====== Data shown
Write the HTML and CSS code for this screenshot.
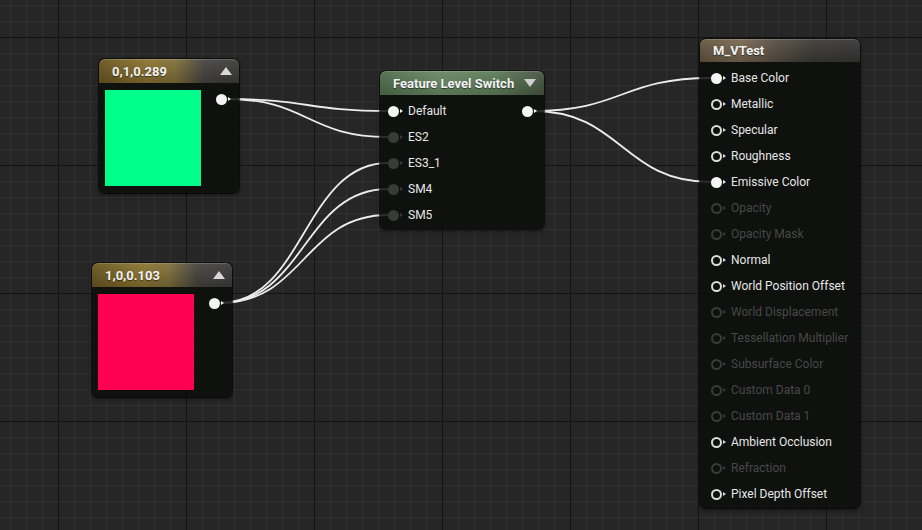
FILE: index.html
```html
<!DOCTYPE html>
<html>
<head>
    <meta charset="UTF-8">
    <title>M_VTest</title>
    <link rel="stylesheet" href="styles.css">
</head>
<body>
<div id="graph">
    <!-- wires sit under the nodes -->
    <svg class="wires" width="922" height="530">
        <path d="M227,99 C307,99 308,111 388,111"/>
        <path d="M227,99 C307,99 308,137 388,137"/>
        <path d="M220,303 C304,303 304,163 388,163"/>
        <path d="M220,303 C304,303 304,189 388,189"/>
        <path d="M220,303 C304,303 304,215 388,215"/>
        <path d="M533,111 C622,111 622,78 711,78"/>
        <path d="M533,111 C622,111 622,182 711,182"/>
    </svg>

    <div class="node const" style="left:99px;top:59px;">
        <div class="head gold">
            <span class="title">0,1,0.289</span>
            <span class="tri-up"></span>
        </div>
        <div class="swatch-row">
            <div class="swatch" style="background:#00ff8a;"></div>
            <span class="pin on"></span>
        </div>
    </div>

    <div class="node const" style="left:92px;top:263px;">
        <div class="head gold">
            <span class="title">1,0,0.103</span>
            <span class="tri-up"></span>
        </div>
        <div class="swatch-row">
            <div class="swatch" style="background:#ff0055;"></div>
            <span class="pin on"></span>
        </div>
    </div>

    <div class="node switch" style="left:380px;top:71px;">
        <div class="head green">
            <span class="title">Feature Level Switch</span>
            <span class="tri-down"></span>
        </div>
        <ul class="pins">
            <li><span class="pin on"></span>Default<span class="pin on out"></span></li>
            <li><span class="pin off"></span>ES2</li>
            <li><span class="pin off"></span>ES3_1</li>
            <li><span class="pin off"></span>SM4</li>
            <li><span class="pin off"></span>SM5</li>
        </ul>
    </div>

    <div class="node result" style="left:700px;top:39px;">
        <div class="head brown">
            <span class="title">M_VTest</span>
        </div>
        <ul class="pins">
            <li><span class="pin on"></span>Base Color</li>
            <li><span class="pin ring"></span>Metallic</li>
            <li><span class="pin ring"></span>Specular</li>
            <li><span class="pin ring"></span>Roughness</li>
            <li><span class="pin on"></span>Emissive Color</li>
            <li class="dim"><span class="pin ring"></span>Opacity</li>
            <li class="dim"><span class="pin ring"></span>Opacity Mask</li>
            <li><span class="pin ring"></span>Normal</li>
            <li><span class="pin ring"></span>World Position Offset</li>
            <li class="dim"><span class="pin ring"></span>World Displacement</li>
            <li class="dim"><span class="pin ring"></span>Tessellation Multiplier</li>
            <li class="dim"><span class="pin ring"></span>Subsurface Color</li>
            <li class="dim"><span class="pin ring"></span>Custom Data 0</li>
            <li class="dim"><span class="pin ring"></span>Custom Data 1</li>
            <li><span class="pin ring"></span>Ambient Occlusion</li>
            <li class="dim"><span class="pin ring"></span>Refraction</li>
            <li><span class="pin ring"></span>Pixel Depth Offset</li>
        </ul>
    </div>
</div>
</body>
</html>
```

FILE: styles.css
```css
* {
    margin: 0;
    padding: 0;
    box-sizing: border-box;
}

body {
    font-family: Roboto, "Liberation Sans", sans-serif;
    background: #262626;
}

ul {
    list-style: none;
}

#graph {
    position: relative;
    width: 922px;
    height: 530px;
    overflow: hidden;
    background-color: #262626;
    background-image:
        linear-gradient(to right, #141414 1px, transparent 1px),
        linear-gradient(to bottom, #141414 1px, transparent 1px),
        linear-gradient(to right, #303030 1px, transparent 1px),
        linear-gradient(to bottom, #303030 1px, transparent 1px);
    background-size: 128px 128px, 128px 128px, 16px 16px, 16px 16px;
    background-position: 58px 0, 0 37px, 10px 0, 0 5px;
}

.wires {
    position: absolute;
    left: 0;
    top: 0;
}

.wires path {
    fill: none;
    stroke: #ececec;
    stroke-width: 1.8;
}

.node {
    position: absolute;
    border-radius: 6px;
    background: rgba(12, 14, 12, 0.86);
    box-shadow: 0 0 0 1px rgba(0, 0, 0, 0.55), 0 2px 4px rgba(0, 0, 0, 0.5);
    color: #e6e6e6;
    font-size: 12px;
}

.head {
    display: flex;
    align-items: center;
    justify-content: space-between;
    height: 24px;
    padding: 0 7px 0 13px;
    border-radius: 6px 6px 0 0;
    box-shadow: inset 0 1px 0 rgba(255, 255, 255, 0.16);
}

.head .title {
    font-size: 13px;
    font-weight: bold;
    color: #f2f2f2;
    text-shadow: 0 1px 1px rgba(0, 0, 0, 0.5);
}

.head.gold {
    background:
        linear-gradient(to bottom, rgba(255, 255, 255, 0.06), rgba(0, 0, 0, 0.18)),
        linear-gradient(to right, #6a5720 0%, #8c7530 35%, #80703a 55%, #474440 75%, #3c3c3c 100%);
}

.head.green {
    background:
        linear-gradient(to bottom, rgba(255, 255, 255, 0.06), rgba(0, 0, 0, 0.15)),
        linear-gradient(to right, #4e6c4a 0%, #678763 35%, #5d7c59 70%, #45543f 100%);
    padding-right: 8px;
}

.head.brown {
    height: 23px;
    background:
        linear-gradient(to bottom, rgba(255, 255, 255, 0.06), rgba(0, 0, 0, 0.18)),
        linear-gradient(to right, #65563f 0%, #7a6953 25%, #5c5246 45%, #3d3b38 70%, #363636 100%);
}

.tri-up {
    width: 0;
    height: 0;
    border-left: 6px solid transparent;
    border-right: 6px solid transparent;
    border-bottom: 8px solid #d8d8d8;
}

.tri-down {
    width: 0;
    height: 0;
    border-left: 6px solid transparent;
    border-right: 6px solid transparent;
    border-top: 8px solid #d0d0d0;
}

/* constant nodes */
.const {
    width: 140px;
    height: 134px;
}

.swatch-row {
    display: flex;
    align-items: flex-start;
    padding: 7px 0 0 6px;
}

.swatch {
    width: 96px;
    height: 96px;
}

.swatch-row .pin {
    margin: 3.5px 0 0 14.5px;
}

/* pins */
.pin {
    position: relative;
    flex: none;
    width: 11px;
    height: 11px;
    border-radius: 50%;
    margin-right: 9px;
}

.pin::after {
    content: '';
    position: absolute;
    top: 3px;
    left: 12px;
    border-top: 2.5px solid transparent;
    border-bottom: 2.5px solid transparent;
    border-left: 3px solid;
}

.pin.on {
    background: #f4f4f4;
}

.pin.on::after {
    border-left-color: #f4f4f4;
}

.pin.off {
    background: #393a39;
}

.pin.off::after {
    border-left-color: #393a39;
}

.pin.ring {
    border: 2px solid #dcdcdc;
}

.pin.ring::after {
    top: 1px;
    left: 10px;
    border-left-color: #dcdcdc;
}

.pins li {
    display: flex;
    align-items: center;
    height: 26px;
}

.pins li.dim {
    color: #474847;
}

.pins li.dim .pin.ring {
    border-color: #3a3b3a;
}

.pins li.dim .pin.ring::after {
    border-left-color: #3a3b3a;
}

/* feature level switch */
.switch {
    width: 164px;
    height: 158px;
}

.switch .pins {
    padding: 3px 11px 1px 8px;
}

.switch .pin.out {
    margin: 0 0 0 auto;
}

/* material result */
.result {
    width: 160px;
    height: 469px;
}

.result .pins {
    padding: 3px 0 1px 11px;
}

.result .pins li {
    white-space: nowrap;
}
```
============
====== Data shown
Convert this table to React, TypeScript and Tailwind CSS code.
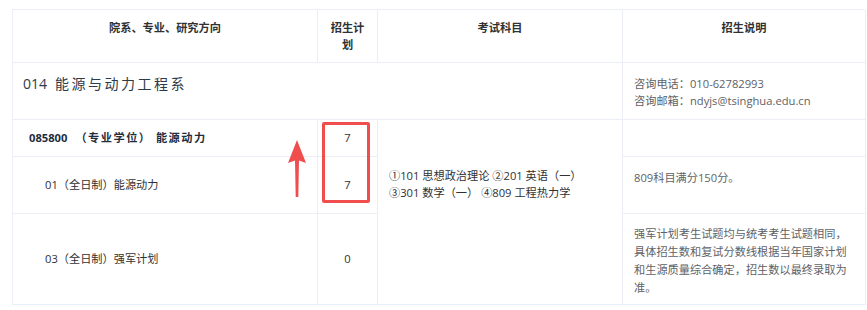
============
Problem description:
Spot every line that holds "this" and copy it.

Reply to the exercise:
Write the HTML and CSS code for this screenshot.
Convert this table to React, TypeScript and Tailwind CSS code.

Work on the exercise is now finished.